====== Material for the task

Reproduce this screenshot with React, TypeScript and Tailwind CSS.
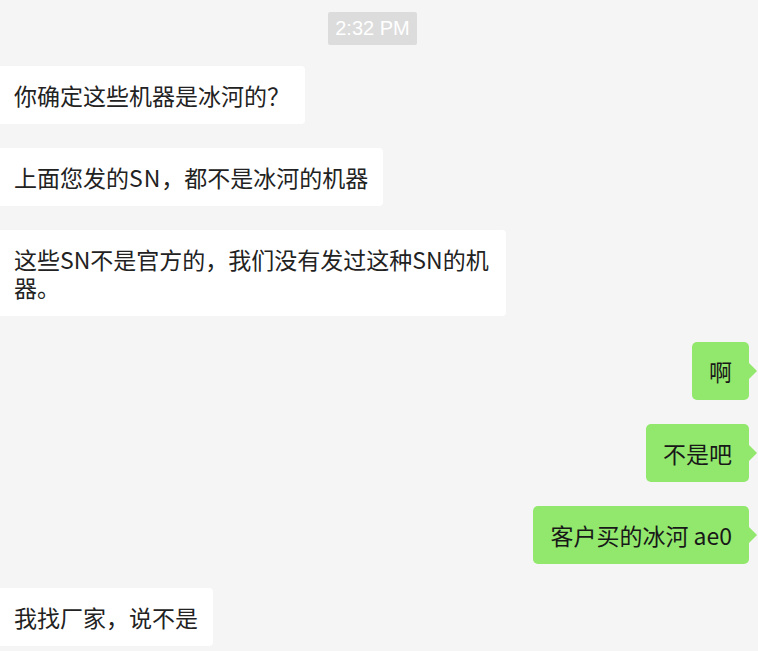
import React from "react";

const font = { fontFamily: '"Noto Sans CJK SC", "Noto Sans", sans-serif' };

function Left({ children, className = "" }: { children: React.ReactNode; className?: string }) {
  return (
    <div className="flex justify-start">
      <div
        className={`bg-white rounded-r-[4px] pl-[14px] pr-[15px] py-[15px] text-[23px] leading-[28px] text-[#222222] ${className}`}
      >
        {children}
      </div>
    </div>
  );
}

function Right({ children }: { children: React.ReactNode }) {
  return (
    <div className="flex justify-end pr-[9px]">
      <div className="relative bg-[#92e86d] rounded-[5px] px-[17px] py-[15px] text-[23px] leading-[28px] text-[#181818]">
        {children}
        <span className="absolute right-[-8px] top-1/2 -translate-y-1/2 w-0 h-0 border-y-[8px] border-y-transparent border-l-[8px] border-l-[#92e86d]" />
      </div>
    </div>
  );
}

export default function App() {
  return (
    <div className="w-[758px] h-[651px] overflow-hidden bg-[#f5f5f5] pt-[12px]" style={font}>
      <div className="flex">
        <div
          className="ml-[328px] w-[89px] h-[33px] bg-[#dcdcdc] text-white text-[20px] leading-[33px] text-center rounded-[2px]"
          style={{ fontFamily: '"Liberation Sans", Arial, sans-serif' }}
        >
          2:32 PM
        </div>
      </div>
      <div className="flex flex-col gap-[24px] mt-[21px]">
        <Left>你确定这些机器是冰河的？</Left>
        <Left>
          上面您发的<span className="tracking-[1px]">SN</span>，都不是冰河的机器
        </Left>
        <Left className="max-w-[506px]">这些SN不是官方的，我们没有发过这种SN的机器。</Left>
        <div className="flex flex-col gap-[24px] mt-[2px]">
          <Right>啊</Right>
          <Right>不是吧</Right>
          <Right>客户买的冰河 ae0</Right>
        </div>
        <Left>我找厂家，说不是</Left>
      </div>
    </div>
  );
}
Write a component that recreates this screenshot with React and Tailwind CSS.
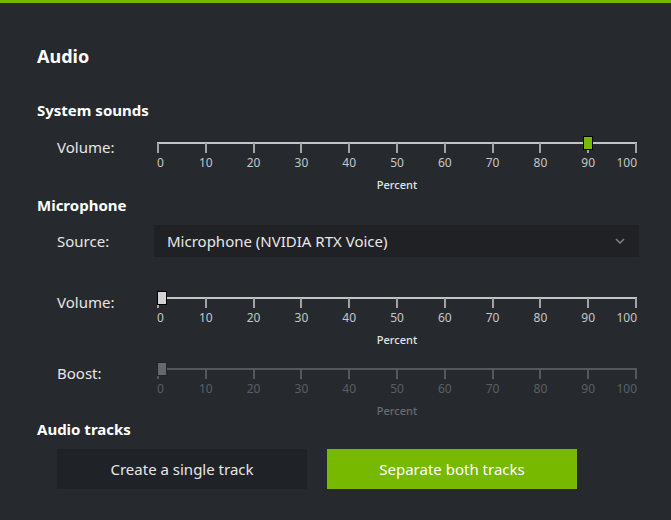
import React from 'react';

const ticks = [0, 10, 20, 30, 40, 50, 60, 70, 80, 90, 100];

const Slider = ({ value, disabled, thumbClass }) => {
    const trackW = 478;
    const thumbLeft = Math.max(0, 1 + (value / 100) * trackW - 5);
    return (
        <div className="w-[480px]">
            <div className="relative h-[14px]">
                <div className={`absolute left-0 right-0 top-[6px] h-[2px] ${disabled ? 'bg-[#54585d]' : 'bg-[#c4c4c4]'}`} />
                {ticks.map((t) => (
                    <div
                        key={t}
                        className={`absolute top-[7px] h-[10px] w-[2px] ${disabled ? 'bg-[#54585d]' : 'bg-[#a3a3a3]'}`}
                        style={{ left: `${(t / 100) * trackW}px` }}
                    />
                ))}
                <div
                    className={`absolute top-0 h-[14px] w-[10px] border ${thumbClass}`}
                    style={{ left: `${thumbLeft}px` }}
                />
            </div>
            <div className={`relative mt-[6px] h-[14px] text-[12px] leading-[14px] ${disabled ? 'text-[#5b5f64]' : 'text-[#c6c6c6]'}`}>
                {ticks.map((t) => {
                    const x = 1 + (t / 100) * trackW;
                    if (t === 0) return <span key={t} className="absolute left-0">{t}</span>;
                    if (t === 100) return <span key={t} className="absolute right-0">{t}</span>;
                    return (
                        <span key={t} className="absolute -translate-x-1/2" style={{ left: `${x}px` }}>{t}</span>
                    );
                })}
            </div>
            <div className={`mt-[8px] h-[14px] text-center text-[11px] leading-[14px] font-medium ${disabled ? 'text-[#686c71]' : 'text-[#e4e4e4]'}`}>
                Percent
            </div>
        </div>
    );
};

const Row = ({ label, children, mt }) => (
    <div className={`flex items-start pl-[20px] ${mt}`}>
        <div className="mt-[1px] w-[100px] h-[20px] text-[15px] leading-[20px] text-[#e6e6e6]">{label}</div>
        {children}
    </div>
);

const App = () => {
    return (
        <div
            className="w-[671px] h-[520px] overflow-hidden bg-[#262a2e] text-white"
            style={{ fontFamily: '"Noto Sans", "Liberation Sans", sans-serif' }}
        >
            <div className="h-[3px] bg-[#76b900]" />
            <div className="pl-[37px]">
                <h1 className="mt-[41px] h-[24px] text-[18px] leading-[24px] font-bold">Audio</h1>

                <h2 className="mt-[32px] h-[20px] text-[15px] leading-[20px] font-bold">System sounds</h2>
                <Row label="Volume:" mt="mt-[16px]">
                    <Slider value={90} thumbClass="border-black bg-[#76b900]" />
                </Row>

                <h2 className="mt-[3px] h-[20px] text-[15px] leading-[20px] font-bold">Microphone</h2>
                <div className="mt-[10px] flex items-center pl-[20px]">
                    <div className="w-[97px] text-[15px] leading-[20px] text-[#e6e6e6]">Source:</div>
                    <div className="flex h-[32px] w-[485px] items-center justify-between bg-[#1f2125] pl-[13px] pr-[14px]">
                        <span className="text-[15px] text-[#e8e8e8]">Microphone (NVIDIA RTX Voice)</span>
                        <svg width="10" height="6" viewBox="0 0 10 6" fill="none">
                            <polyline points="1,1 5,5 9,1" stroke="#7b7f84" strokeWidth="1.6" />
                        </svg>
                    </div>
                </div>

                <Row label="Volume:" mt="mt-[34px]">
                    <Slider value={0} thumbClass="border-black bg-[#d2d2d2]" />
                </Row>
                <Row label="Boost:" mt="mt-[15px]">
                    <Slider value={0} disabled thumbClass="border-[#222528] bg-[#65696e]" />
                </Row>

                <h2 className="mt-[1px] h-[20px] text-[15px] leading-[20px] font-bold">Audio tracks</h2>
                <div className="mt-[10px] flex gap-[20px] pl-[20px]">
                    <button className="h-[40px] w-[250px] bg-[#1f2226] text-[15px] text-[#e8e8e8]">
                        Create a single track
                    </button>
                    <button className="h-[40px] w-[250px] bg-[#76b900] text-[15px] text-white">
                        Separate both tracks
                    </button>
                </div>
            </div>
        </div>
    );
};

export default App;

============

Repeat the listing in full and exactly. Do not include any images.

Reproduce this screenshot with React, TypeScript and Tailwind CSS.
import React from "react";

const font = { fontFamily: '"Noto Sans CJK SC", "Noto Sans", sans-serif' };

function Left({ children, className = "" }: { children: React.ReactNode; className?: string }) {
  return (
    <div className="flex justify-start">
      <div
        className={`bg-white rounded-r-[4px] pl-[14px] pr-[15px] py-[15px] text-[23px] leading-[28px] text-[#222222] ${className}`}
      >
        {children}
      </div>
    </div>
  );
}

function Right({ children }: { children: React.ReactNode }) {
  return (
    <div className="flex justify-end pr-[9px]">
      <div className="relative bg-[#92e86d] rounded-[5px] px-[17px] py-[15px] text-[23px] leading-[28px] text-[#181818]">
        {children}
        <span className="absolute right-[-8px] top-1/2 -translate-y-1/2 w-0 h-0 border-y-[8px] border-y-transparent border-l-[8px] border-l-[#92e86d]" />
      </div>
    </div>
  );
}

export default function App() {
  return (
    <div className="w-[758px] h-[651px] overflow-hidden bg-[#f5f5f5] pt-[12px]" style={font}>
      <div className="flex">
        <div
          className="ml-[328px] w-[89px] h-[33px] bg-[#dcdcdc] text-white text-[20px] leading-[33px] text-center rounded-[2px]"
          style={{ fontFamily: '"Liberation Sans", Arial, sans-serif' }}
        >
          2:32 PM
        </div>
      </div>
      <div className="flex flex-col gap-[24px] mt-[21px]">
        <Left>你确定这些机器是冰河的？</Left>
        <Left>
          上面您发的<span className="tracking-[1px]">SN</span>，都不是冰河的机器
        </Left>
        <Left className="max-w-[506px]">这些SN不是官方的，我们没有发过这种SN的机器。</Left>
        <div className="flex flex-col gap-[24px] mt-[2px]">
          <Right>啊</Right>
          <Right>不是吧</Right>
          <Right>客户买的冰河 ae0</Right>
        </div>
        <Left>我找厂家，说不是</Left>
      </div>
    </div>
  );
}
Write a component that recreates this screenshot with React and Tailwind CSS.
import React from 'react';

const ticks = [0, 10, 20, 30, 40, 50, 60, 70, 80, 90, 100];

const Slider = ({ value, disabled, thumbClass }) => {
    const trackW = 478;
    const thumbLeft = Math.max(0, 1 + (value / 100) * trackW - 5);
    return (
        <div className="w-[480px]">
            <div className="relative h-[14px]">
                <div className={`absolute left-0 right-0 top-[6px] h-[2px] ${disabled ? 'bg-[#54585d]' : 'bg-[#c4c4c4]'}`} />
                {ticks.map((t) => (
                    <div
                        key={t}
                        className={`absolute top-[7px] h-[10px] w-[2px] ${disabled ? 'bg-[#54585d]' : 'bg-[#a3a3a3]'}`}
                        style={{ left: `${(t / 100) * trackW}px` }}
                    />
                ))}
                <div
                    className={`absolute top-0 h-[14px] w-[10px] border ${thumbClass}`}
                    style={{ left: `${thumbLeft}px` }}
                />
            </div>
            <div className={`relative mt-[6px] h-[14px] text-[12px] leading-[14px] ${disabled ? 'text-[#5b5f64]' : 'text-[#c6c6c6]'}`}>
                {ticks.map((t) => {
                    const x = 1 + (t / 100) * trackW;
                    if (t === 0) return <span key={t} className="absolute left-0">{t}</span>;
                    if (t === 100) return <span key={t} className="absolute right-0">{t}</span>;
                    return (
                        <span key={t} className="absolute -translate-x-1/2" style={{ left: `${x}px` }}>{t}</span>
                    );
                })}
            </div>
            <div className={`mt-[8px] h-[14px] text-center text-[11px] leading-[14px] font-medium ${disabled ? 'text-[#686c71]' : 'text-[#e4e4e4]'}`}>
                Percent
            </div>
        </div>
    );
};

const Row = ({ label, children, mt }) => (
    <div className={`flex items-start pl-[20px] ${mt}`}>
        <div className="mt-[1px] w-[100px] h-[20px] text-[15px] leading-[20px] text-[#e6e6e6]">{label}</div>
        {children}
    </div>
);

const App = () => {
    return (
        <div
            className="w-[671px] h-[520px] overflow-hidden bg-[#262a2e] text-white"
            style={{ fontFamily: '"Noto Sans", "Liberation Sans", sans-serif' }}
        >
            <div className="h-[3px] bg-[#76b900]" />
            <div className="pl-[37px]">
                <h1 className="mt-[41px] h-[24px] text-[18px] leading-[24px] font-bold">Audio</h1>

                <h2 className="mt-[32px] h-[20px] text-[15px] leading-[20px] font-bold">System sounds</h2>
                <Row label="Volume:" mt="mt-[16px]">
                    <Slider value={90} thumbClass="border-black bg-[#76b900]" />
                </Row>

                <h2 className="mt-[3px] h-[20px] text-[15px] leading-[20px] font-bold">Microphone</h2>
                <div className="mt-[10px] flex items-center pl-[20px]">
                    <div className="w-[97px] text-[15px] leading-[20px] text-[#e6e6e6]">Source:</div>
                    <div className="flex h-[32px] w-[485px] items-center justify-between bg-[#1f2125] pl-[13px] pr-[14px]">
                        <span className="text-[15px] text-[#e8e8e8]">Microphone (NVIDIA RTX Voice)</span>
                        <svg width="10" height="6" viewBox="0 0 10 6" fill="none">
                            <polyline points="1,1 5,5 9,1" stroke="#7b7f84" strokeWidth="1.6" />
                        </svg>
                    </div>
                </div>

                <Row label="Volume:" mt="mt-[34px]">
                    <Slider value={0} thumbClass="border-black bg-[#d2d2d2]" />
                </Row>
                <Row label="Boost:" mt="mt-[15px]">
                    <Slider value={0} disabled thumbClass="border-[#222528] bg-[#65696e]" />
                </Row>

                <h2 className="mt-[1px] h-[20px] text-[15px] leading-[20px] font-bold">Audio tracks</h2>
                <div className="mt-[10px] flex gap-[20px] pl-[20px]">
                    <button className="h-[40px] w-[250px] bg-[#1f2226] text-[15px] text-[#e8e8e8]">
                        Create a single track
                    </button>
                    <button className="h-[40px] w-[250px] bg-[#76b900] text-[15px] text-white">
                        Separate both tracks
                    </button>
                </div>
            </div>
        </div>
    );
};

export default App;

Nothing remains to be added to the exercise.